Making changes: Some of the first challenges Rocket Roundtables addressed were policy issues that were inconsistent across student populations. GPA requirements, for example, varied based on a student’s status as a native learner versus a transfer student.

Toledo also revisited its academic suspension policy to make the process more student-friendly. Often, first-year students faced challenges that would result in their suspension, but the punitive measures would negatively impact their mental health or retention into the second term.

At American University, staff are creating more transparent academic pathways, inventorying available experiential learning opportunities, scaling living-learning communities and piloting success coaching, all as a result of STAR meetings.

Data is key to this work, said Prioleau and Paprocki, who leverage the insights of their institutional research teams to inform and measure the efficacy of interventions. AU created a coordinated care and retention dashboard to serve as an early alert system, providing consolidated data points on the student life cycle for staff and faculty to engage with.

UTSA selects which projects to pursue depending on the number of students impacted by the change, ensuring efforts stretch broadly across the institution. One project focused on tutoring services and reviewing outreach messaging to attract different groups of students, with a focus on male learners, to utilize resources.

But some projects can’t be accomplished by committee; they require a helping hand and personal interaction with students. A 2024 initiative at UTSA hired four graduate students to call disengaged or low-performing undergraduates and check in on their mental well-being and academic progress, providing help as needed.

Another Model

The University of Kentucky holds weekly public meetings in which staff scrape and display data analytics to inform community members and provide direction for student success strategies.

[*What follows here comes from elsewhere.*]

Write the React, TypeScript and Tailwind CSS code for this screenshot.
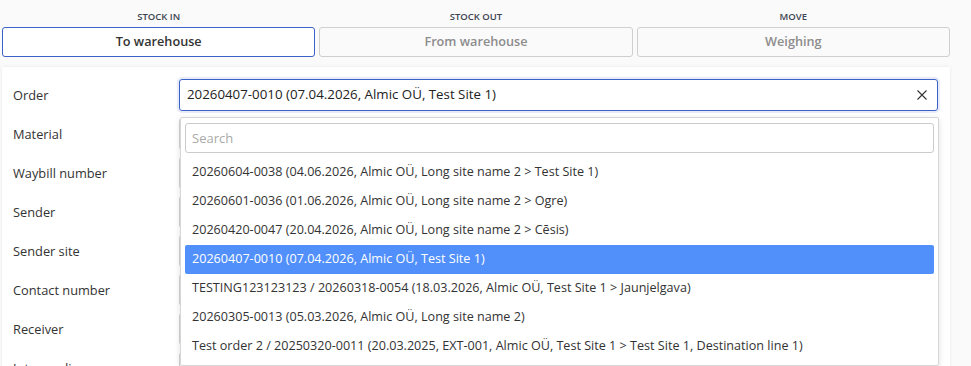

The impact: Giving stakeholders a seat at the table has benefited both University of Toledo employees and the students they serve, Paprocki said.

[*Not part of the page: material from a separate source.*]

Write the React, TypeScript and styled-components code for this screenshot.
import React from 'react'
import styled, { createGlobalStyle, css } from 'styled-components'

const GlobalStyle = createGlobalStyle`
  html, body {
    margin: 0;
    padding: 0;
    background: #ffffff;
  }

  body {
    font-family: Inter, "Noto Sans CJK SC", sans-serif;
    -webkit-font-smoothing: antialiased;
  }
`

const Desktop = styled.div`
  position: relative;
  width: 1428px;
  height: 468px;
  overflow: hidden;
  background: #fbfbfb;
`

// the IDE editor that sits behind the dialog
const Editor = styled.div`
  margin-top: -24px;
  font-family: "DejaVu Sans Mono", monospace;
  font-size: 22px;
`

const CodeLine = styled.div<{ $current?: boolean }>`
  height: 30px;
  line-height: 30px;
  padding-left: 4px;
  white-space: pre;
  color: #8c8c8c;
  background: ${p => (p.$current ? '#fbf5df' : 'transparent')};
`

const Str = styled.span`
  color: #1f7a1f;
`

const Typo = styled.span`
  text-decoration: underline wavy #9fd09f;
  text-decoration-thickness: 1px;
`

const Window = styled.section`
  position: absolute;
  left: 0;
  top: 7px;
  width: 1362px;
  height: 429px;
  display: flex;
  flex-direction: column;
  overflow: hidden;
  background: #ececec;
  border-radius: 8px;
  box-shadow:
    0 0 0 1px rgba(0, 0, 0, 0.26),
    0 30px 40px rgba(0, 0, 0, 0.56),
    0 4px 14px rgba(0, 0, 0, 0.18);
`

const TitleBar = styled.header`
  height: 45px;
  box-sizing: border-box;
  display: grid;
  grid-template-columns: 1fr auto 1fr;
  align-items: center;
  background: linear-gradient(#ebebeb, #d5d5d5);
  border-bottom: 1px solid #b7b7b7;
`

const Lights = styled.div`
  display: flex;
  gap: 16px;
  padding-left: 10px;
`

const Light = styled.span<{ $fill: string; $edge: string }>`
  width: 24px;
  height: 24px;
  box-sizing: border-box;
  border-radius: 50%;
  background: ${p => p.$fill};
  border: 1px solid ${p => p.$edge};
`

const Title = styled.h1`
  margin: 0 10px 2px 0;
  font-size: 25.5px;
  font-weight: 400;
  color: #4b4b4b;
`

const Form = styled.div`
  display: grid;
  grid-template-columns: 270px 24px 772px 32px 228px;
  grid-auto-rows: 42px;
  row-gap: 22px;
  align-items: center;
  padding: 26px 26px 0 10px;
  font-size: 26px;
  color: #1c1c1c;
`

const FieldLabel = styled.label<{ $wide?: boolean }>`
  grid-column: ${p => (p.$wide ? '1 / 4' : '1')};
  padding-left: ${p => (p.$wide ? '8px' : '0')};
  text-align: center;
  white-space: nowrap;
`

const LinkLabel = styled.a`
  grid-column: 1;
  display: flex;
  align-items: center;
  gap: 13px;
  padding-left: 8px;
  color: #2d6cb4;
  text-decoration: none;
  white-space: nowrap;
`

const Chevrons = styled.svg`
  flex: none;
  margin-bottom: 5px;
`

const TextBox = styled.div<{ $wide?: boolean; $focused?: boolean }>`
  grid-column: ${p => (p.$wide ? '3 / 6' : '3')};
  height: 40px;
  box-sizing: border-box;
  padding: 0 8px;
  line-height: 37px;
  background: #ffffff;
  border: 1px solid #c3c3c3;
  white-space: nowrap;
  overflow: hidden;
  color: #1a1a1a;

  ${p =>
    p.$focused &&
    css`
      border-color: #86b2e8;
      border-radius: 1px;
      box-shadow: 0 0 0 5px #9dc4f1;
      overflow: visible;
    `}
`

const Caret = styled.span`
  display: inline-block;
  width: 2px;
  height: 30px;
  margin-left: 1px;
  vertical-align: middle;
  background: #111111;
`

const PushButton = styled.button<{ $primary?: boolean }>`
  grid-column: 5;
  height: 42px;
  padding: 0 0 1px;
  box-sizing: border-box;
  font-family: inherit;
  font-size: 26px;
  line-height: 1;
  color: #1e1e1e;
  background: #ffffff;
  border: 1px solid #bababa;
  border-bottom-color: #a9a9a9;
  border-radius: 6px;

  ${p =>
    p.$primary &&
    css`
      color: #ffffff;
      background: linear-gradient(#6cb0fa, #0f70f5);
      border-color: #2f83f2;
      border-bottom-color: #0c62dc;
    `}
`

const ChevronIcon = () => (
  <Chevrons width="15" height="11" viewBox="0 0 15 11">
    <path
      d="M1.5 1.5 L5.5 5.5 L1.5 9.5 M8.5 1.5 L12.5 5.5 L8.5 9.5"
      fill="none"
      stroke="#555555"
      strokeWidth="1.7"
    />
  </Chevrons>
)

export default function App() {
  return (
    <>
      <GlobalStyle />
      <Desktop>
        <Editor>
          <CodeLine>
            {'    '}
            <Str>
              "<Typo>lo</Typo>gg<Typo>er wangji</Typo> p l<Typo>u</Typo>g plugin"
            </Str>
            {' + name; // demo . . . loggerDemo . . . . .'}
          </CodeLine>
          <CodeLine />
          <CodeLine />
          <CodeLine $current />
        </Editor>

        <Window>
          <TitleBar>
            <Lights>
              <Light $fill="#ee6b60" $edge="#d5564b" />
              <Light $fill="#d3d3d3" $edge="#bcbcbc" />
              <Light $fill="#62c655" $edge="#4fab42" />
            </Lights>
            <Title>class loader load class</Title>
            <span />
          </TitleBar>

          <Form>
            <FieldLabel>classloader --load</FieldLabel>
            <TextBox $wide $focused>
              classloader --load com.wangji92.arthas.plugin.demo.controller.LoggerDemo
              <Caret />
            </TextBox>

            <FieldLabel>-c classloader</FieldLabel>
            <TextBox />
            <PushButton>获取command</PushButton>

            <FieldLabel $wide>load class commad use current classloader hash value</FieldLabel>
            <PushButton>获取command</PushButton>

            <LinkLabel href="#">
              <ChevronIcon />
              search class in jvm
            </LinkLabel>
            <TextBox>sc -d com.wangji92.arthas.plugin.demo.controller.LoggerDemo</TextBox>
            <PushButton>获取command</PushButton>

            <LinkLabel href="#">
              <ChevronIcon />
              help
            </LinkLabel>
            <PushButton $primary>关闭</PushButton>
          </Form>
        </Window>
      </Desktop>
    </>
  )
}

Faculty get to see how the sausage is made and some of the legal bounds of the institution, Paprocki said. Some of the decisions are not made on a whim but follow state or federal guidance that not all community members are aware of. “It’s really helped them see that we really are here for students,” Paprocki said.

Similarly, students are able to ask questions and be a part of the process. They then often go back to their own groups on campus and share the work administrators are doing, building trust in leadership. Even if concerns can’t be addressed by the Rocket Roundtable as a systemic measure, the team takes the time to respond to all inquiries made through the online form.